— Begin —

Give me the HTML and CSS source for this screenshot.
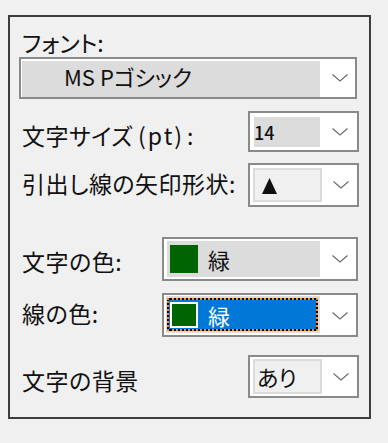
FILE: index.html
```html
<!DOCTYPE html>
<html lang="ja">
<head>
<meta charset="utf-8">
<link rel="stylesheet" href="styles.css">
</head>
<body>
<div class="panel">
  <div class="label label-font">フォント:</div>
  <div class="combo combo-font">
    <div class="field field-sel field-font"><span class="font-name">MS Pゴシック</span></div>
    <span class="chev"><svg width="16" height="8" viewBox="0 0 16 8"><polyline points="0.5,0.5 8,7 15.5,0.5" fill="none" stroke="#6a6a6a" stroke-width="1.1"/></svg></span>
  </div>

  <div class="row row-size">
    <span class="label">文字サイズ<span class="paren">(pt)</span>:</span>
    <div class="combo combo-small combo-size">
      <div class="field field-sel field-size">14</div>
      <span class="chev"><svg width="16" height="8" viewBox="0 0 16 8"><polyline points="0.5,0.5 8,7 15.5,0.5" fill="none" stroke="#6a6a6a" stroke-width="1.1"/></svg></span>
    </div>
  </div>

  <div class="row row-arrow">
    <span class="label">引出し線の矢印形状:</span>
    <div class="combo combo-small combo-arrow">
      <div class="field field-box field-arrow"><svg width="15" height="16" viewBox="0 0 15 16"><polygon points="7.5,0 15,16 0,16" fill="#111"/></svg></div>
      <span class="chev"><svg width="16" height="8" viewBox="0 0 16 8"><polyline points="0.5,0.5 8,7 15.5,0.5" fill="none" stroke="#6a6a6a" stroke-width="1.1"/></svg></span>
    </div>
  </div>

  <div class="row row-tcolor">
    <span class="label">文字の色:</span>
    <div class="combo combo-wide combo-tcolor">
      <div class="field field-sel field-color"><span class="swatch"></span><span class="color-name">緑</span></div>
      <span class="chev"><svg width="16" height="8" viewBox="0 0 16 8"><polyline points="0.5,0.5 8,7 15.5,0.5" fill="none" stroke="#6a6a6a" stroke-width="1.1"/></svg></span>
    </div>
  </div>

  <div class="row row-lcolor">
    <span class="label">線の色:</span>
    <div class="combo combo-wide combo-lcolor">
      <div class="field field-sel field-focus">
        <div class="focus-ring"><span class="swatch swatch-sel"></span><span class="color-name color-name-sel">緑</span></div>
      </div>
      <span class="chev"><svg width="16" height="8" viewBox="0 0 16 8"><polyline points="0.5,0.5 8,7 15.5,0.5" fill="none" stroke="#6a6a6a" stroke-width="1.1"/></svg></span>
    </div>
  </div>

  <div class="row row-bg">
    <span class="label">文字の背景</span>
    <div class="combo combo-small combo-bg">
      <div class="field field-box field-bg">あり</div>
      <span class="chev"><svg width="16" height="8" viewBox="0 0 16 8"><polyline points="0.5,0.5 8,7 15.5,0.5" fill="none" stroke="#6a6a6a" stroke-width="1.1"/></svg></span>
    </div>
  </div>
</div>
</body>
</html>
```

FILE: styles.css
```css
* { box-sizing: border-box; }

html, body {
  margin: 0;
  padding: 0;
  background: #f0f0f0;
}

body {
  width: 388px;
  height: 443px;
  overflow: hidden;
  font-family: "Noto Sans CJK JP", "Noto Sans", sans-serif;
  font-size: 22px;
  color: #111;
  font-feature-settings: "palt";
}

.panel {
  margin: 15px 0 0 8px;
  width: 363px;
  height: 404px;
  border: 2px solid #3c3c3c;
  padding: 13px 10px 0 9px;
  display: flex;
  flex-direction: column;
}

.label {
  padding-left: 3px;
  font-size: 23px;
  letter-spacing: 0.5px;
  line-height: 24px;
  height: 24px;
  white-space: nowrap;
}

.label-font { letter-spacing: 0; }

.paren {
  letter-spacing: 2px;
  margin-left: 5px;
  margin-right: 3px;
}

.combo-font {
  margin-top: 3px;
  width: 338px;
  height: 42px;
}

.combo {
  display: flex;
  align-items: stretch;
  border: 2px solid #8a8a8a;
  background: #fff;
}

.field-sel { background: #dcdcdc; }

.field-box {
  background: #f0f0f0;
  border: 2px solid #dcdcdc;
}

.field-font {
  width: 298px;
  margin: 2px 0 0 1px;
  display: flex;
  align-items: center;
  padding-left: 42px;
}

.font-name {
  line-height: 24px;
  margin-bottom: 6px;
}

.chev {
  flex: 1;
  display: flex;
  align-items: center;
  padding-left: 12px;
}

.row {
  display: flex;
  justify-content: space-between;
  align-items: flex-start;
}

.combo-small { width: 111px; }
.combo-wide { width: 196px; margin-right: 1px; }

.row-size { margin-top: 12px; height: 41px; }
.row-size .label { margin-top: 12px; }
.combo-size { height: 41px; padding: 4px 0 3px 4px; }
.field-size {
  width: 66px;
  font-size: 18px;
  font-weight: 500;
  line-height: 30px;
}

.row-arrow { margin-top: 11px; height: 44px; }
.row-arrow .label { margin-top: 8px; }
.combo-arrow { height: 44px; padding: 3px 0 3px 3px; }
.field-arrow {
  width: 69px;
  display: flex;
  align-items: center;
  padding: 2px 0 0 7px;
}
.combo-arrow .chev { padding-left: 11px; }

.row-tcolor { margin-top: 30px; height: 44px; }
.row-tcolor .label { margin-top: 12px; }
.combo-tcolor { height: 44px; padding: 2px 0 2px 3px; }
.field-color {
  width: 153px;
  display: flex;
  align-items: center;
  padding-left: 3px;
}

.swatch {
  display: block;
  width: 28px;
  height: 28px;
  background: #006400;
  flex: none;
}

.color-name {
  margin-left: 10px;
  line-height: 28px;
}

.row-lcolor { margin-top: 12px; height: 44px; }
.row-lcolor .label { margin-top: 8px; }
.combo-lcolor { height: 44px; padding: 1px 0 0 2px; }
.field-focus {
  width: 154px;
  height: 37px;
  padding: 2px 2px 2px 1px;
}

.focus-ring {
  height: 100%;
  border: 2px dotted #ff8a1a;
  background-color: #000;
  background-image: linear-gradient(#0078d7, #0078d7);
  background-clip: padding-box;
  background-origin: padding-box;
  display: flex;
  align-items: center;
  padding-left: 1px;
}

.focus-ring {
  background-clip: border-box;
  background-size: calc(100% - 4px) calc(100% - 4px);
  background-position: 2px 2px;
  background-repeat: no-repeat;
  background-origin: border-box;
}

.swatch-sel {
  width: 28px;
  height: 26px;
  border: 2px solid #fff;
}

.color-name-sel { color: #fff; }

.row-bg { margin-top: 18px; height: 43px; }
.row-bg .label { margin-top: 13px; }
.combo-bg { height: 43px; padding: 2px 0 2px 3px; }
.field-bg {
  width: 69px;
  line-height: 31px;
  padding-left: 2px;
}
.combo-bg .chev { padding-left: 11px; }
```
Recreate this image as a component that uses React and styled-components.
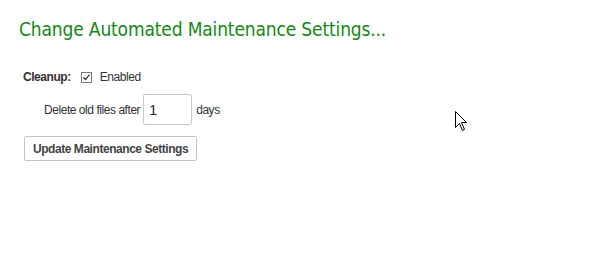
import React from "react";
import styled, { createGlobalStyle } from "styled-components";

const Global = createGlobalStyle`
  body {
    margin: 0;
    background: #fff;
  }
`;

const Page = styled.div`
  padding: 18px 19px;
  font-family: "Liberation Sans Narrow", "Arial Narrow", "Liberation Sans", sans-serif;
  font-size: 12px;
  letter-spacing: -0.45px;
  color: #333;
`;

const Title = styled.h1`
  margin: 0 0 30px;
  font-family: "DejaVu Sans Condensed", "DejaVu Sans", sans-serif;
  font-weight: normal;
  font-size: 19px;
  color: #148814;
  letter-spacing: -0.15px;
`;

const Row = styled.div`
  display: flex;
  align-items: center;
  padding-left: ${(p) => p.$indent || 0}px;
  margin-bottom: ${(p) => p.$gap || 0}px;
`;

const Label = styled.span`
  font-weight: bold;
  margin-right: 10px;
`;

const Check = styled.span`
  width: 9px;
  height: 9px;
  border: 1px solid #777;
  background: #fff;
  display: inline-flex;
  align-items: center;
  justify-content: center;
  margin-right: 8px;
  svg {
    display: block;
  }
`;

const NumInput = styled.input`
  box-sizing: border-box;
  width: 49px;
  height: 31px;
  border: 1px solid #c9c9c9;
  border-radius: 2px;
  margin: 0 4px 0 3px;
  padding: 0 5px;
  font: inherit;
  font-size: 14px;
  color: #222;
`;

const Button = styled.button`
  height: 25px;
  padding: 0 8px;
  border: 1px solid #c4c4c4;
  border-radius: 2px;
  background: #fff;
  font: inherit;
  font-weight: bold;
  font-size: 12px;
  letter-spacing: -0.45px;
  color: #444;
  margin-left: 5px;
`;

const Cursor = styled.svg`
  position: absolute;
  left: 455px;
  top: 111px;
`;

export default function App() {
  return (
    <Page>
      <Global />
      <Title>Change Automated Maintenance Settings...</Title>
      <Row $indent={4} $gap={10}>
        <Label>Cleanup:</Label>
        <Check>
          <svg width="7" height="7" viewBox="0 0 7 7">
            <path d="M0.5 3.5 L2.5 5.5 L6.5 0.5" fill="none" stroke="#222" strokeWidth="1.2" />
          </svg>
        </Check>
        <span>Enabled</span>
      </Row>
      <Row $indent={25} $gap={11}>
        <span>Delete old files after</span>
        <NumInput defaultValue="1" />
        <span>days</span>
      </Row>
      <Row>
        <Button>Update Maintenance Settings</Button>
      </Row>
      <Cursor width="13" height="21" viewBox="0 0 13 21">
        <path d="M0.5 0.5 L0.5 16.5 L4.5 12.5 L7.5 19.5 L9.5 18.5 L6.5 11.5 L11.5 11.5 Z" fill="#fff" stroke="#000" strokeWidth="1" />
      </Cursor>
    </Page>
  );
}
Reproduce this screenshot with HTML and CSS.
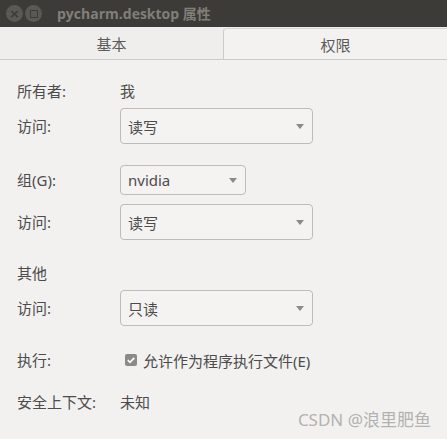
FILE: index.html
```html
<!DOCTYPE html>
<html lang="zh-CN">
<head>
    <meta charset="UTF-8">
    <title>pycharm.desktop 属性</title>
    <link rel="stylesheet" href="styles.css">
</head>
<body>
    <div class="window">
        <div class="titlebar">
            <span class="wbtn">&#215;</span>
            <span class="wbtn"><i class="max"></i></span>
            <span class="title">pycharm.desktop 属性</span>
        </div>
        <div class="tabs">
            <div class="tab">基本</div>
            <div class="tab active">权限</div>
        </div>
        <div class="content">
            <div class="row r-owner">
                <span class="label">所有者:</span>
                <span class="value">我</span>
            </div>
            <div class="row r-access1">
                <span class="label">访问:</span>
                <div class="combo wide tall"><span>读写</span><i class="arrow"></i></div>
            </div>
            <div class="row r-group">
                <span class="label">组(G):</span>
                <div class="combo narrow"><span class="latin">nvidia</span><i class="arrow"></i></div>
            </div>
            <div class="row r-access2">
                <span class="label">访问:</span>
                <div class="combo wide tall"><span>读写</span><i class="arrow"></i></div>
            </div>
            <div class="row r-other">
                <span class="label">其他</span>
            </div>
            <div class="row r-access3">
                <span class="label">访问:</span>
                <div class="combo wide tall"><span>只读</span><i class="arrow"></i></div>
            </div>
            <div class="row r-exec">
                <span class="label">执行:</span>
                <label class="check">
                    <span class="box">
                        <svg width="12" height="12" viewBox="0 0 12 12"><path d="M2.8 6.2 L5 8.3 L9.3 3.8" fill="none" stroke="#fff" stroke-width="1.7"/></svg>
                    </span>
                    允许作为程序执行文件(E)
                </label>
            </div>
            <div class="row r-sec">
                <span class="label">安全上下文:</span>
                <span class="value">未知</span>
            </div>
        </div>
        <div class="watermark">CSDN @浪里肥鱼</div>
    </div>
</body>
</html>
```

FILE: styles.css
```css
body {
    margin: 0;
    font-family: "Noto Sans", "Noto Sans CJK SC", sans-serif;
    background: #f2f1f0;
}
.window {
    width: 447px;
    height: 439px;
    position: relative;
    overflow: hidden;
    background: #f2f1f0;
    color: #4c4c4c;
}
.titlebar {
    height: 27px;
    background: #3c3b37;
    display: flex;
    align-items: center;
    padding-left: 6px;
}
.wbtn {
    width: 17px;
    height: 17px;
    border-radius: 50%;
    background: #5a5954;
    color: #3c3b37;
    font-size: 13px;
    line-height: 17px;
    text-align: center;
    margin-right: 2px;
    display: flex;
    align-items: center;
    justify-content: center;
    font-family: "DejaVu Sans", sans-serif;
    font-weight: bold;
}
.max {
    width: 6px;
    height: 6px;
    border: 1.5px solid #3c3b37;
    display: block;
}
.title {
    margin-left: 13px;
    color: #807f7a;
    font-family: "Open Sans", "Noto Sans CJK SC", sans-serif;
    font-weight: bold;
    font-size: 14px;
    margin-top: -1px;
}
.tabs {
    display: flex;
    height: 32px;
    border-bottom: 1px solid #cdcbc8;
    background: #efeeec;
}
.tab {
    flex: 1;
    display: flex;
    align-items: center;
    justify-content: center;
    font-size: 15px;
    color: #5a5a5a;
}
.tab.active {
    margin-top: 1px;
    border-left: 1px solid #cdcbc8;
    border-top: 1px solid #d8d6d3;
    border-top-left-radius: 4px;
    background: #f3f2f1;
}
.content {
    padding-left: 17px;
    font-size: 15px;
}
.row {
    display: grid;
    grid-template-columns: 103px auto;
    align-items: center;
}
.row > .label, .row > .value {
    height: 20px;
    line-height: 20px;
}
.r-owner { margin-top: 21px; }
.r-access1 { margin-top: 7px; }
.r-group { margin-top: 21px; }
.r-access2 { margin-top: 9px; }
.r-other { margin-top: 23px; }
.r-access3 { margin-top: 7px; }
.r-exec { margin-top: 24px; }
.r-sec { margin-top: 22px; }
.combo {
    box-sizing: border-box;
    height: 30px;
    border: 1px solid #bebcb8;
    border-radius: 4px;
    background: #f4f3f2;
    display: flex;
    align-items: center;
    justify-content: space-between;
    padding: 0 8px 0 7px;
}
.combo.tall { height: 36px; }
.combo.wide { width: 193px; }
.combo.narrow { width: 126px; }
.latin {
    font-family: "Noto Sans", sans-serif;
    font-size: 15px;
}
.arrow {
    width: 0;
    height: 0;
    border-left: 4.5px solid transparent;
    border-right: 4.5px solid transparent;
    border-top: 5px solid #8a8a88;
    margin-top: 1px;
}
.check {
    display: flex;
    align-items: center;
    gap: 6px;
    padding-left: 5px;
    height: 20px;
}
.box {
    width: 12px;
    height: 12px;
    border-radius: 2px;
    background: #8b8a86;
    display: flex;
}
.watermark {
    position: absolute;
    right: 16px;
    bottom: 8px;
    font-size: 17px;
    color: #b3b2b0;
    font-family: "Noto Sans", "Noto Sans CJK SC", sans-serif;
}
```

— End —

Written instruction: Tally up the lines of the listing containing the word "components". Give only the total.

Answer for the task: 2